The Malibu Hybrid has a 1000 lbs. towing capacity. The Ioniq Hybrid has no towing capacity.

Ergonomics

The Malibu Hybrid has a standard remote vehicle starting system, so the vehicle can be started from inside the driver's house. This allows the driver to comfortably warm up the engine before going out to the vehicle. The climate system will also automatically heat or cool the interior. The Ioniq Hybrid doesn’t offer a remote starting system.

The Malibu Hybrid’s instruments include an oil pressure gauge and a temperature gauge - which could save your engine! Often ‘idiot lights’ don’t warn you until damage has been done. The Ioniq Hybrid does not have an oil pressure gauge.

The Malibu Hybrid’s front and rear power windows all lower with one touch of the switches, making it more convenient at drive-up windows and toll booths, or when talking with someone outside of the car. The Ioniq Hybrid’s standard power windows’ passenger windows don’t open automatically.

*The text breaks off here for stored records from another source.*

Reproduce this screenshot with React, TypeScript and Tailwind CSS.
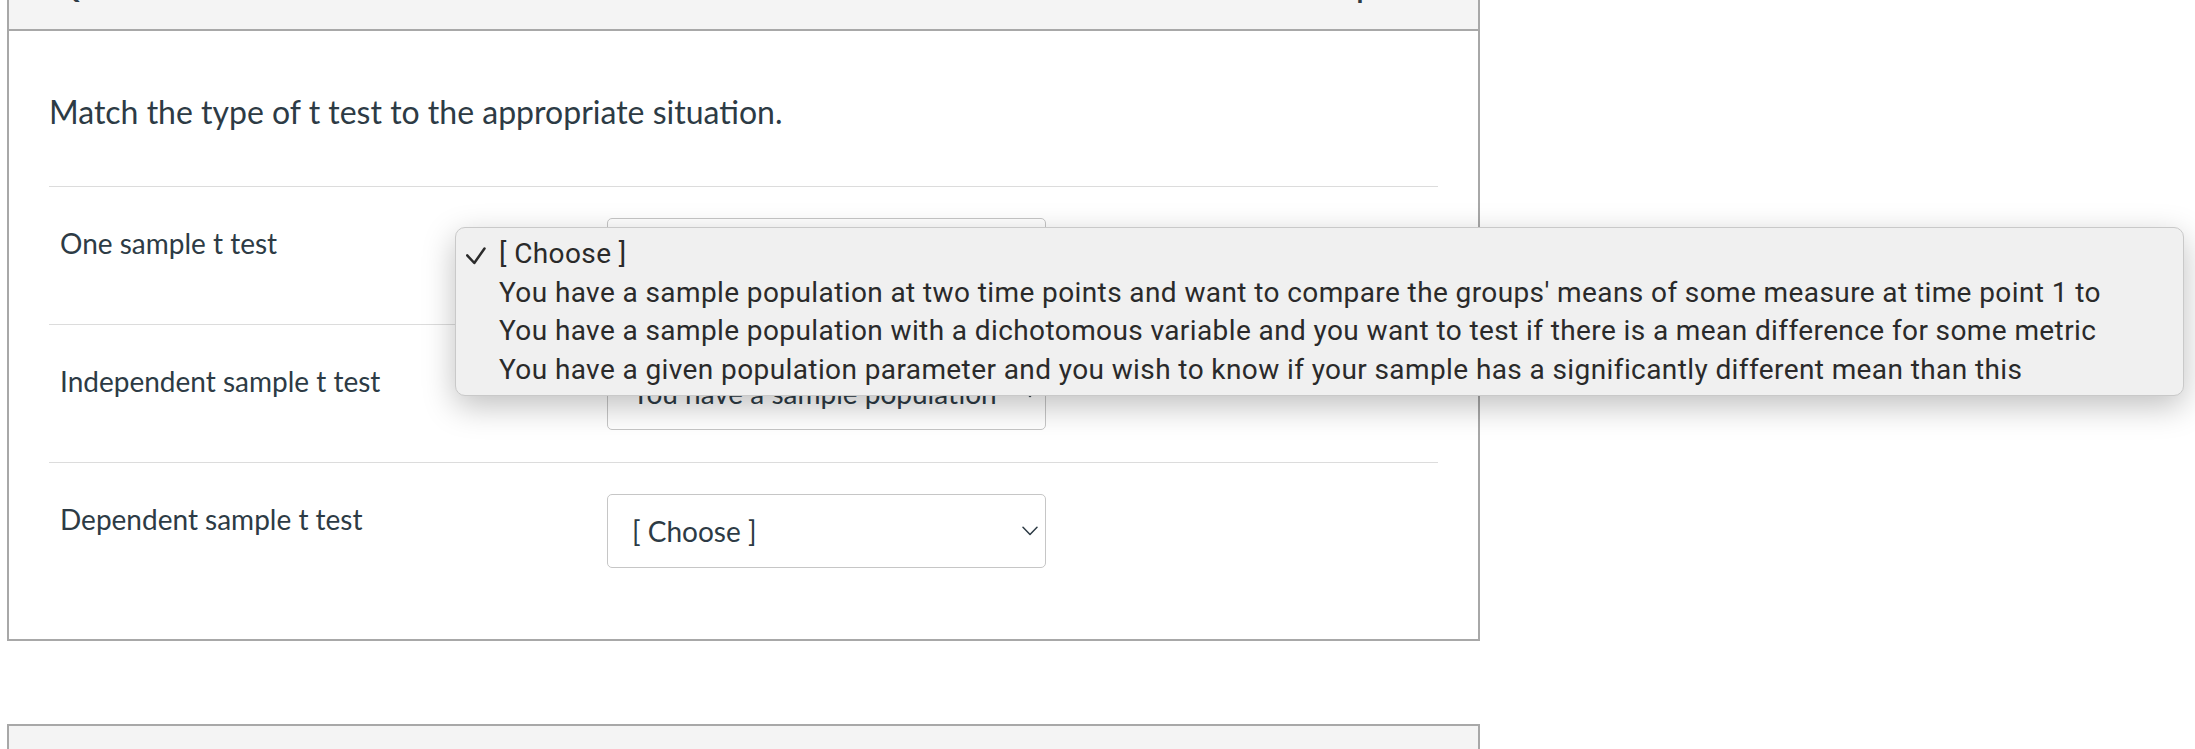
import React from "react";

const LATO = { fontFamily: "Lato, 'Noto Sans', sans-serif" } as React.CSSProperties;

function Chevron() {
  return (
    <svg width="16" height="10" viewBox="0 0 16 10" className="shrink-0">
      <path d="M1 1.2 L8 8.5 L15 1.2" fill="none" stroke="#2d3b45" strokeWidth="1.5" strokeLinecap="round" strokeLinejoin="round" />
    </svg>
  );
}

function SelectBox({ value }: { value: string }) {
  return (
    <div className="w-[439px] h-[74px] shrink-0 border-[1.5px] border-[#c6c6c6] rounded-[5px] bg-white flex items-center pl-[24px] pr-[7px]">
      <div className="flex-1 overflow-hidden whitespace-nowrap text-[28px] leading-[1.2] text-[#2d3b45]">{value}</div>
      <div className="ml-[21px]">
        <Chevron />
      </div>
    </div>
  );
}

function Row({ label, value }: { label: string; value: string }) {
  return (
    <div className="border-t-[1.5px] border-[#dcdcdc] pt-[31px] pb-[32px] flex items-start">
      <div className="w-[558px] shrink-0 pl-[11px] pt-[9px] text-[28px] leading-[1.2] text-[#2d3b45]">{label}</div>
      <SelectBox value={value} />
    </div>
  );
}

const OPTIONS = [
  "[ Choose ]",
  "You have a sample population at two time points and want to compare the groups' means of some measure at time point 1 to",
  "You have a sample population with a dichotomous variable and you want to test if there is a mean difference for some metric",
  "You have a given population parameter and you wish to know if your sample has a significantly different mean than this",
];

function Dropdown() {
  return (
    <div
      className="absolute top-[227px] left-[455px] w-[1729px] h-[169px] rounded-[10px] border border-[#c9c9c9] bg-[#f0f0f0] shadow-[0_10px_32px_rgba(0,0,0,0.25)] pt-[7px] pl-[10px]"
      style={{ fontFamily: "Roboto, 'Liberation Sans', sans-serif" }}
    >
      {OPTIONS.map((o, i) => (
        <div key={i} className="flex items-start h-[38.5px]">
          <div className="w-[33px] shrink-0 pt-[12px]">
            {i === 0 && (
              <svg width="20" height="18" viewBox="0 0 20 18">
                <path d="M1.2 8.3 L8.3 16 L18.5 1.5" fill="none" stroke="#2b2b2b" strokeWidth="2.5" strokeLinecap="round" strokeLinejoin="round" />
              </svg>
            )}
          </div>
          <div className="text-[28px] leading-[38.5px] tracking-[0.4px] text-[#2a2a2a] whitespace-nowrap">{o}</div>
        </div>
      ))}
    </div>
  );
}

export default function App() {
  return (
    <div className="relative flow-root min-h-screen overflow-hidden bg-white" style={LATO}>
      <div className="-mt-[40px] pl-[7px]">
        <div className="w-[1473px] border-2 border-[#a8a8a8]">
          <div className="h-[69px] bg-[#f4f4f4] border-b-2 border-[#a8a8a8] overflow-hidden flex justify-between pl-[48px] pr-[83px] pt-[9px] text-[28px] font-bold leading-[1.2] text-[#2d3b45]">
            <span>Question 1</span>
            <span>1 pts</span>
          </div>
          <div className="px-[40px] pt-[62px] pb-[39px]">
            <div className="text-[32px] leading-[1.2] text-[#2d3b45] mb-[55px]">
              Match the type of t test to the appropriate situation.
            </div>
            <Row label="One sample t test" value="[ Choose ]" />
            <Row
              label="Independent sample t test"
              value="You have a sample population with a dichotomous variable and you want to test if there is a mean difference for some metric"
            />
            <Row label="Dependent sample t test" value="[ Choose ]" />
          </div>
        </div>
        <div className="mt-[83px] w-[1473px] border-2 border-[#a8a8a8]">
          <div className="h-[120px] bg-[#f4f4f4]" />
        </div>
      </div>
      <Dropdown />
    </div>
  );
}
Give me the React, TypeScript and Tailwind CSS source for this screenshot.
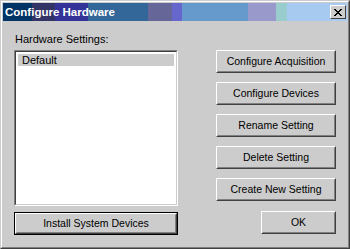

The Ioniq Hybrid Limited’s rear power window switches have to be held the entire time to lower them fully.

While driving with high beams on, sensitive light sensors standard on the Malibu Hybrid detect other vehicles which could be blinded and automatically switch to low beams. The Ioniq Hybrid doesn’t offer automatic dimming high beams.

The Malibu Hybrid’s standard outside mirrors include heating elements to clear off the mirrors for better visibility. Hyundai only offers heated mirrors on the Ioniq Hybrid SEL/Limited.

On extremely cold winter days, the Malibu Hybrid’s optional heated steering wheel provides comfort, allowing the driver to steer safely and comfortably before the car heater warms up. The Ioniq Hybrid doesn’t offer a heated steering wheel.

Both the Malibu Hybrid and the Ioniq Hybrid offer rear vents. For greater rear passenger comfort, the Malibu Hybrid has standard rear air conditioning vents to keep rear occupants cool in summer or warm in winter. The Ioniq Hybrid doesn’t offer rear air conditioning vents, only heat vents.